| Problem |
Gather all lines from the material that contain "screenshot".

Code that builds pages
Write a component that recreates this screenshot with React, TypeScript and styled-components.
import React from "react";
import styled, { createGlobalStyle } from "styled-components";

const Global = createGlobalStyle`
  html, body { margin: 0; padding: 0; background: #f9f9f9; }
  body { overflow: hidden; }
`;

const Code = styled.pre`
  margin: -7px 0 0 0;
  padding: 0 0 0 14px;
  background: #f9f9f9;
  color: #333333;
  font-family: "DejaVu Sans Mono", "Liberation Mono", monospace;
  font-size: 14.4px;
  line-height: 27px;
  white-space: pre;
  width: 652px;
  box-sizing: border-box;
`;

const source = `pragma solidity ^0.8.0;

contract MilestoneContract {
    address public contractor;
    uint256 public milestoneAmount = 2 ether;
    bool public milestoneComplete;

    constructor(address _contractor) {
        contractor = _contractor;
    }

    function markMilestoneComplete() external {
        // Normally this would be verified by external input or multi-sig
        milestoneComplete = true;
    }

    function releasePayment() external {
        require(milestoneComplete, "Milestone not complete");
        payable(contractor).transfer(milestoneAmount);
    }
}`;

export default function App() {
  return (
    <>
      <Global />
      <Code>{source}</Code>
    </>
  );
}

---

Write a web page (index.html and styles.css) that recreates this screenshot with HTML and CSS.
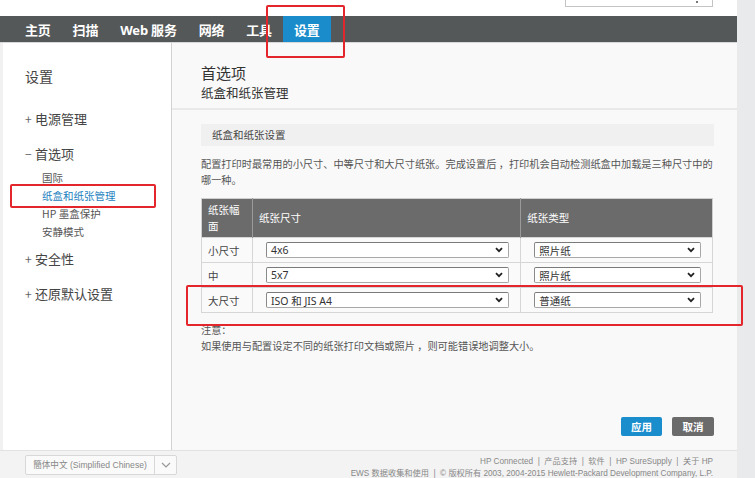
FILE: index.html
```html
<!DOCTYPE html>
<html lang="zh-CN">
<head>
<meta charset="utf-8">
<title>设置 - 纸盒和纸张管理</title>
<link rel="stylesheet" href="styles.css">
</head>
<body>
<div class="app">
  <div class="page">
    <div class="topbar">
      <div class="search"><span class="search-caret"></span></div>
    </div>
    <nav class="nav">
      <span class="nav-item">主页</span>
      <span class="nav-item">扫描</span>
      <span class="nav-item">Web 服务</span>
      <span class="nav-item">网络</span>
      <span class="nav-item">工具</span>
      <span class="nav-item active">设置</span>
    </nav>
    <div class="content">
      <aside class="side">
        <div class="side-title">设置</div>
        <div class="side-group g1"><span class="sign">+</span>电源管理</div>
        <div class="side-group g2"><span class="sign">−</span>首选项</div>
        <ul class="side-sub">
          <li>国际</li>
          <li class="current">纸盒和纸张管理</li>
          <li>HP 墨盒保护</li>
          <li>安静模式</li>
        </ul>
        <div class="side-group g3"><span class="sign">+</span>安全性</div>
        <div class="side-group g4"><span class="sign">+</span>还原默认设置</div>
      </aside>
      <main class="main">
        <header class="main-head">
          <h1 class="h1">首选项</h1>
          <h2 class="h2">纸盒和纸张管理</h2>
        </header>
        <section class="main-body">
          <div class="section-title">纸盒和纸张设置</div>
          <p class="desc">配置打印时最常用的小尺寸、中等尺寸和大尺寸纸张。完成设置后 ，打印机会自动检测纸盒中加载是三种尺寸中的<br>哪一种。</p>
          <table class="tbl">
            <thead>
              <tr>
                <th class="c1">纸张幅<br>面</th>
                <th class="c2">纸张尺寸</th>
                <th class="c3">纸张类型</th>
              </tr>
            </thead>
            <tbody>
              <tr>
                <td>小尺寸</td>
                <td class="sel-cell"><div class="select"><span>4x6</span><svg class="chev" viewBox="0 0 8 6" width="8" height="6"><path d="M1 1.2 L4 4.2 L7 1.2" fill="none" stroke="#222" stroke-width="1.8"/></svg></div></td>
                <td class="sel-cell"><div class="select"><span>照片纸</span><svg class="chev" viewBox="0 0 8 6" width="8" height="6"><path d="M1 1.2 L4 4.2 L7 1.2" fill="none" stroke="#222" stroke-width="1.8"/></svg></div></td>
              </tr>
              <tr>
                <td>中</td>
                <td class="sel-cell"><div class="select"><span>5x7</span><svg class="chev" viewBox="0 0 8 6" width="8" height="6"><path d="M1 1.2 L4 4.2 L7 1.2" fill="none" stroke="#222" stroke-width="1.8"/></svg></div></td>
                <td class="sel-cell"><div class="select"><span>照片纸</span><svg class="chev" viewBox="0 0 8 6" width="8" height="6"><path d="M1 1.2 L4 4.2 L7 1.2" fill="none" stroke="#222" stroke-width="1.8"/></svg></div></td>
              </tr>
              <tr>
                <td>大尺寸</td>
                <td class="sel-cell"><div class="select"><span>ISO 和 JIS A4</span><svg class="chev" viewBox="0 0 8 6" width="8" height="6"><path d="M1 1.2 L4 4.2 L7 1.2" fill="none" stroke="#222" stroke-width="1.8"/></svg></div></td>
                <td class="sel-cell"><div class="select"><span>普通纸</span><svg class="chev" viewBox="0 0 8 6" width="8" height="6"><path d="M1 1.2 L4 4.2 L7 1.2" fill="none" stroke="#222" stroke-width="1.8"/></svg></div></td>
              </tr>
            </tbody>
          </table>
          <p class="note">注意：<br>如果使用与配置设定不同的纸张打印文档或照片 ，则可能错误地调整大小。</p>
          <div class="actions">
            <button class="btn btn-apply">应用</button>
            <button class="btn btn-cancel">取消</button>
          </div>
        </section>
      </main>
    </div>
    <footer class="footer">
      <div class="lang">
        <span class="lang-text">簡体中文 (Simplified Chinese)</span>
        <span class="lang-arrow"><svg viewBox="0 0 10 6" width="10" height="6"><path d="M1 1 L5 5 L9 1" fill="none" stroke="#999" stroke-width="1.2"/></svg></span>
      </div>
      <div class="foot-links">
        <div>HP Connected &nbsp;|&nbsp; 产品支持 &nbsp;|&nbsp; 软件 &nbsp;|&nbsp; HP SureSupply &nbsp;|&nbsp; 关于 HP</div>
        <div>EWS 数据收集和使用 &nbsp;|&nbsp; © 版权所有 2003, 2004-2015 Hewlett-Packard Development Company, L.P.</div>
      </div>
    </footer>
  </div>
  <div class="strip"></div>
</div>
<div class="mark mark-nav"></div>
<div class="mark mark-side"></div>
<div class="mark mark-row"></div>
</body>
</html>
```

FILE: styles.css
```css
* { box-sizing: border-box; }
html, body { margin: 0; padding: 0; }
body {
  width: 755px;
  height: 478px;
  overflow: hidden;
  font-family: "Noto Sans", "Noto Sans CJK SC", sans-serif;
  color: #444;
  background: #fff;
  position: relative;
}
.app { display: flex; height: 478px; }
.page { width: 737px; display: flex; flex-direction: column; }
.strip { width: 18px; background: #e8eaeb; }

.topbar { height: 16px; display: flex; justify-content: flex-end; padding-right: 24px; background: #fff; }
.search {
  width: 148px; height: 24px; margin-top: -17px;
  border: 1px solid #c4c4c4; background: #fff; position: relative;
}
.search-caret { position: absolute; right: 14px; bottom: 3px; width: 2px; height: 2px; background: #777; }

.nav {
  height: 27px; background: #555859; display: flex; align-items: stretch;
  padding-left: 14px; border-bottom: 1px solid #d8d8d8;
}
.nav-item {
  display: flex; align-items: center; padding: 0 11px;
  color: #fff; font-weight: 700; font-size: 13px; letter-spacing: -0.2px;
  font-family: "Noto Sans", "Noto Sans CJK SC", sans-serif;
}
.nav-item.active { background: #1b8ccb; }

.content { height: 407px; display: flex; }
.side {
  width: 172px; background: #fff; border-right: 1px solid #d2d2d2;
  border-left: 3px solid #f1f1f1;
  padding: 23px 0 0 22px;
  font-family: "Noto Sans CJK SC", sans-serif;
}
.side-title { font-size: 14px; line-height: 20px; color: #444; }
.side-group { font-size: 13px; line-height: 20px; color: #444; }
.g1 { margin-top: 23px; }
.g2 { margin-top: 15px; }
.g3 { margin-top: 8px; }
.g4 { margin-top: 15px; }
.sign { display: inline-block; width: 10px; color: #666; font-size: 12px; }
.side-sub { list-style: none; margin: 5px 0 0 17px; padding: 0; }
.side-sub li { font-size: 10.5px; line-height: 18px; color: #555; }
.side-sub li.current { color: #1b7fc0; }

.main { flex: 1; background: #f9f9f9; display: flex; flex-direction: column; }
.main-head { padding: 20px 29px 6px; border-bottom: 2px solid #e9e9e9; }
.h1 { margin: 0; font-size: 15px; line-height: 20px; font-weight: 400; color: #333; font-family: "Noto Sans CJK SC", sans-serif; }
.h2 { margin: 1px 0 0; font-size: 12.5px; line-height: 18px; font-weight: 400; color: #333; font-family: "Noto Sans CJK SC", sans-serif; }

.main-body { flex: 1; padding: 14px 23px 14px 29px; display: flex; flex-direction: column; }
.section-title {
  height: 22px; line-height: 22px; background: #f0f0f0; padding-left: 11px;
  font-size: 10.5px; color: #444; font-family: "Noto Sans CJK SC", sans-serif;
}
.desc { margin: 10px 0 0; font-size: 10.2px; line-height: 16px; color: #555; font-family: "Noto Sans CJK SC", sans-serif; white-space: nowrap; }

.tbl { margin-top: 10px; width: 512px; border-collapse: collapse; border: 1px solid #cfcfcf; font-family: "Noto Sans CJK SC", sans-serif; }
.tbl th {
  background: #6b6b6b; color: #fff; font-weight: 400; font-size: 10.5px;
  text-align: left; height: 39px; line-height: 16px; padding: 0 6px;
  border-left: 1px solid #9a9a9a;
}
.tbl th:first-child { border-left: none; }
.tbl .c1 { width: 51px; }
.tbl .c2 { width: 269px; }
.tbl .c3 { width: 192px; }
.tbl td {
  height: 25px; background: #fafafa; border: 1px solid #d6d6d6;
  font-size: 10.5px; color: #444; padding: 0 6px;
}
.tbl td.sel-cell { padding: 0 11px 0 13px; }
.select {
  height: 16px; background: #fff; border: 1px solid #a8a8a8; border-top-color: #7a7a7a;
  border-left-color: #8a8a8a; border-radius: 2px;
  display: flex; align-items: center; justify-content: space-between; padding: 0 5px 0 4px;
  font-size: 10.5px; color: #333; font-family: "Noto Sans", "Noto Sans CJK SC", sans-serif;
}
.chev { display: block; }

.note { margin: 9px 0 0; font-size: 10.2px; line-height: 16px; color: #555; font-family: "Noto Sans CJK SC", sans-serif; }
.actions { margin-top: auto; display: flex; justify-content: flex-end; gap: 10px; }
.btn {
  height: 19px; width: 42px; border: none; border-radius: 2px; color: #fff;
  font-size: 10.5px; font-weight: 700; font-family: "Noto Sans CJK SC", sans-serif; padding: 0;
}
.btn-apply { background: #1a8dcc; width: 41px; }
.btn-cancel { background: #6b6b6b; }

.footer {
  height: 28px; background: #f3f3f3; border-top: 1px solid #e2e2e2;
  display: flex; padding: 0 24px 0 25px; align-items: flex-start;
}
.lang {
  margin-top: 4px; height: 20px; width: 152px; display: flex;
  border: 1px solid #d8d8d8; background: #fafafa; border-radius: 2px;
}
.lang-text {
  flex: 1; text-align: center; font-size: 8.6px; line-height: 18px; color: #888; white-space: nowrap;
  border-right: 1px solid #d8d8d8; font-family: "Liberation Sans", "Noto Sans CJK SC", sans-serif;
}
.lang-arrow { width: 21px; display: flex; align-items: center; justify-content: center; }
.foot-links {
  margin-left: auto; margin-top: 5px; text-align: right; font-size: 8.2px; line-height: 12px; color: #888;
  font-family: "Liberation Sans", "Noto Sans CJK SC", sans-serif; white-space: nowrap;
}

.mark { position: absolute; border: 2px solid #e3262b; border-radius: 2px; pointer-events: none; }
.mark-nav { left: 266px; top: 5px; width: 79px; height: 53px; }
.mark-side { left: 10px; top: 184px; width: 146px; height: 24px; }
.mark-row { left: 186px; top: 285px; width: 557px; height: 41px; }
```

| Result of the task |
Write a component that recreates this screenshot with React, TypeScript and styled-components.
Write a web page (index.html and styles.css) that recreates this screenshot with HTML and CSS.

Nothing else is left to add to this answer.